I Hate Everyone This Month
2011-11-17, 10:03 a.m.
recently on Chaos Attraction
If I was able to blog about work without getting in trouble, I would be doing so today. Alas, in this world, one must be utterly paranoid and stick to posting in places where people must log in and see things friend-locked, Just In Case. So I will just say that this e-card is rather relevant for me for the last few days, and leave it at that.
Also, I am attempting to do nice stuff for Merry's birthday today and I suspect most or all of it is going to get foiled. GRUMBLE.
In other news, I am being forced by the relatives to do a Turkey Trot on Thanksgiving. I am the only one who does not think that getting up at the ass crack of dawn ON A DAY OFF to walk in the cold (which I do every day on a work day anyway and honestly, in winter it ain't a blast and I am waddling about like the Pillsbury Doughboy in too many layers) and paying money to do it, with 4000 people, is SUPER FUN TIMES. I said this. I said I'd rather pay the money to uh, not go. I would much rather snuggle in bed and actually sleep and then just go watch the parade already.

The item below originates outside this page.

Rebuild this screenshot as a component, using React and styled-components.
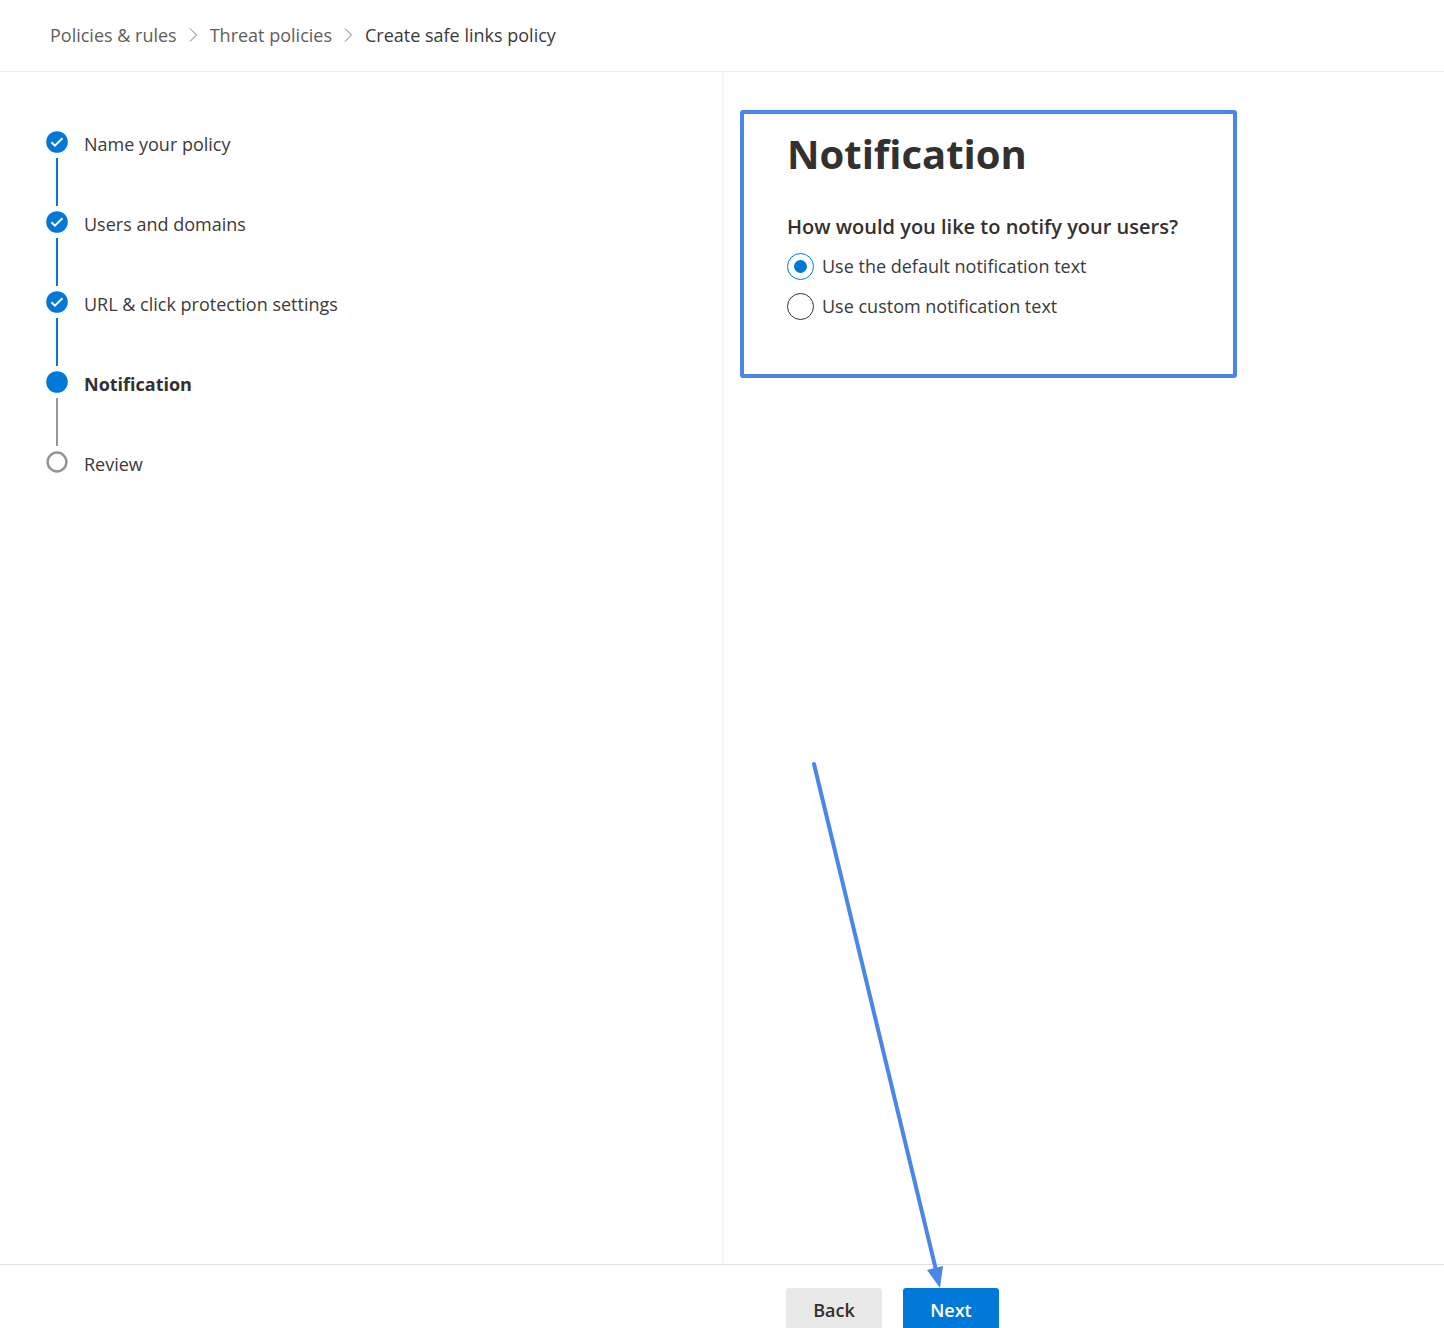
import React, { useState } from "react";
import styled, { createGlobalStyle } from "styled-components";

const GlobalStyle = createGlobalStyle`
  * {
    box-sizing: border-box;
  }
  body {
    margin: 0;
    background-color: #ffffff;
    color: #3b3a39;
    font-family: "Open Sans", "Noto Sans", sans-serif;
    font-size: 18px;
    line-height: 26px;
  }
`;

const Page = styled.div`
  display: flex;
  flex-direction: column;
  height: 100vh;
  overflow: hidden;
`;

const Breadcrumb = styled.nav`
  display: flex;
  align-items: center;
  flex-shrink: 0;
  gap: 11px;
  height: 72px;
  padding: 0 50px 2px;
  border-bottom: 1px solid #edebe9;
`;

const Crumb = styled.a`
  color: ${(props) => (props.$current ? "#3b3a39" : "#605e5c")};
  text-decoration: none;
`;

const Chevron = styled.svg`
  width: 11px;
  height: 16px;
  fill: none;
  stroke: #797775;
`;

const Main = styled.main`
  display: grid;
  grid-template-columns: 1fr 1fr;
  flex: 1;
`;

const Steps = styled.ol`
  list-style: none;
  margin: 0;
  padding: 59px 46px;
`;

const Step = styled.li`
  display: flex;
  align-items: flex-start;
  gap: 16px;
  color: ${(props) => (props.$current ? "#323130" : "inherit")};
  font-weight: ${(props) => (props.$current ? 700 : 400)};
`;

const Track = styled.div`
  display: flex;
  flex-direction: column;
  align-items: center;
`;

const Dot = styled.svg`
  display: block;
  width: 22px;
  height: 22px;
`;

const Line = styled.div`
  width: 2px;
  height: 48px;
  margin: 5px 0;
  background-color: ${(props) => (props.$done ? "#0078d7" : "#979593")};
`;

const Content = styled.section`
  padding: 38px 16px;
  border-left: 2px solid #f6f6f6;
`;

const Highlight = styled.div`
  width: fit-content;
  padding: 12px 55px 42px 43px;
  border: 4px solid #4a86e8;
  border-radius: 3px;
`;

const Title = styled.h1`
  margin: 0 0 32px;
  color: #323130;
  font-size: 40px;
  line-height: 56px;
`;

const Choices = styled.fieldset`
  margin: 0;
  padding: 0;
  border: none;
`;

const Question = styled.legend`
  margin-bottom: 12px;
  padding: 0;
  color: #323130;
  font-size: 20px;
  font-weight: 600;
`;

const Choice = styled.label`
  display: flex;
  align-items: center;
  gap: 8px;
  height: 28px;
  margin-bottom: 12px;
`;

const Radio = styled.input`
  appearance: none;
  display: grid;
  place-items: center;
  width: 27px;
  height: 27px;
  margin: 0;
  border: 1px solid #323130;
  border-radius: 50%;
  &:checked {
    border-color: #0078d7;
  }
  &:checked::before {
    content: "";
    width: 13px;
    height: 13px;
    border-radius: 50%;
    background-color: #0078d7;
  }
`;

const Footer = styled.footer`
  display: flex;
  flex-shrink: 0;
  gap: 21px;
  height: 64px;
  padding-top: 23px;
  padding-left: calc(50% + 64px);
  border-top: 1px solid #e1dfdd;
`;

const Button = styled.button`
  width: 96px;
  height: 44px;
  padding: 0;
  border: none;
  border-radius: 3px;
  background-color: ${(props) => (props.$primary ? "#0078d7" : "#e8e8e8")};
  color: ${(props) => (props.$primary ? "#ffffff" : "#323130")};
  font-family: inherit;
  font-size: 18px;
  font-weight: 600;
`;

const NextAnchor = styled.div`
  position: relative;
`;

/* hangs over the page, tip resting on the Next button */
const Arrow = styled.svg`
  position: absolute;
  right: 50px;
  bottom: 100%;
  width: 144px;
  height: 528px;
  pointer-events: none;
`;

const steps = [
  { name: "Name your policy", state: "done" },
  { name: "Users and domains", state: "done" },
  { name: "URL & click protection settings", state: "done" },
  { name: "Notification", state: "current" },
  { name: "Review", state: "todo" },
];

const Separator = () => (
  <Chevron viewBox="0 0 11 16" aria-hidden="true">
    <path d="M2 1.5l6.5 6.5-6.5 6.5" />
  </Chevron>
);

const StepDot = ({ state }) => (
  <Dot viewBox="0 0 22 22" aria-hidden="true">
    {state === "todo" ? (
      <circle cx="11" cy="11" r="9.4" fill="none" stroke="#979593" strokeWidth="2.5" />
    ) : (
      <circle cx="11" cy="11" r="10.8" fill="#0078d7" />
    )}
    {state === "done" && (
      <path d="M5.4 11.2l3.5 3.5 7.6-7.4" fill="none" stroke="#fff" strokeWidth="2" />
    )}
  </Dot>
);

const App = () => {
  const [choice, setChoice] = useState("default");

  return (
    <Page>
      <GlobalStyle />
      <Breadcrumb aria-label="Breadcrumb">
        <Crumb href="#policies">Policies &amp; rules</Crumb>
        <Separator />
        <Crumb href="#threat">Threat policies</Crumb>
        <Separator />
        <Crumb href="#create" $current aria-current="page">Create safe links policy</Crumb>
      </Breadcrumb>
      <Main>
        <Steps>
          {steps.map((step, i) => (
            <Step key={step.name} $current={step.state === "current"}>
              <Track>
                <StepDot state={step.state} />
                {i < steps.length - 1 && <Line $done={step.state === "done"} />}
              </Track>
              <span>{step.name}</span>
            </Step>
          ))}
        </Steps>
        <Content>
          <Highlight>
            <Title>Notification</Title>
            <Choices>
              <Question>How would you like to notify your users?</Question>
              <Choice>
                <Radio
                  type="radio"
                  name="notify"
                  checked={choice === "default"}
                  onChange={() => setChoice("default")}
                />
                Use the default notification text
              </Choice>
              <Choice>
                <Radio
                  type="radio"
                  name="notify"
                  checked={choice === "custom"}
                  onChange={() => setChoice("custom")}
                />
                Use custom notification text
              </Choice>
            </Choices>
          </Highlight>
        </Content>
      </Main>
      <Footer>
        <Button type="button">Back</Button>
        <NextAnchor>
          <Button type="button" $primary>Next</Button>
          <Arrow viewBox="0 0 144 528" aria-hidden="true">
            <path d="M9 4L131 510" fill="none" stroke="#4a86e8" strokeWidth="4" strokeLinecap="round" />
            <path d="M122 510l16-4-3 22z" fill="#4a86e8" />
          </Arrow>
        </NextAnchor>
      </Footer>
    </Page>
  );
};

export default App;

I was told that This Would Be A Massive Problem if I did not do it. It was an offer I was not allowed to refuse. Plus there's the usual "family" and "charity" arguments of guilt thrown in.
Also, I then got forced to pay for it AND Mom's too because "my computer won't let me." I don't care about paying for stuff we both want to do, but I am being forced to do this and so it smarts like hell.
Oh, and I found out AFTER paying that I must show up in person to "pick up my packet" between 12 p.m. and 8 p.m. Wednesday night. (So much for online registration.) Which of course I can totally do with my car and all..oh, wait. And since Mom made me buy the fucking tickets, that means I and my ID have to be the one who shows up in person to deal with this stupid fucking thing. Which I do not want to do in the first place. Anyone have any idea how that's going to happen? 'Cause I don't.
There is nothing quite like (a) being forced to do shit you don't want to do, followed by (b) being forced to pay for the thing you don't want to do, and then (c) suddenly it becomes a massive damn hassle for me personally/alone to make the fucking arrangements FOR SOMETHING I DON'T WANT TO DO.
You know what? Next year in LA, I look forward to being all "I can't afford to go home for Thanksgiving," and spending the holiday utterly alone in bed, watching TV and eating Cup of Noodles for dinner. It sounds peaceful and nice.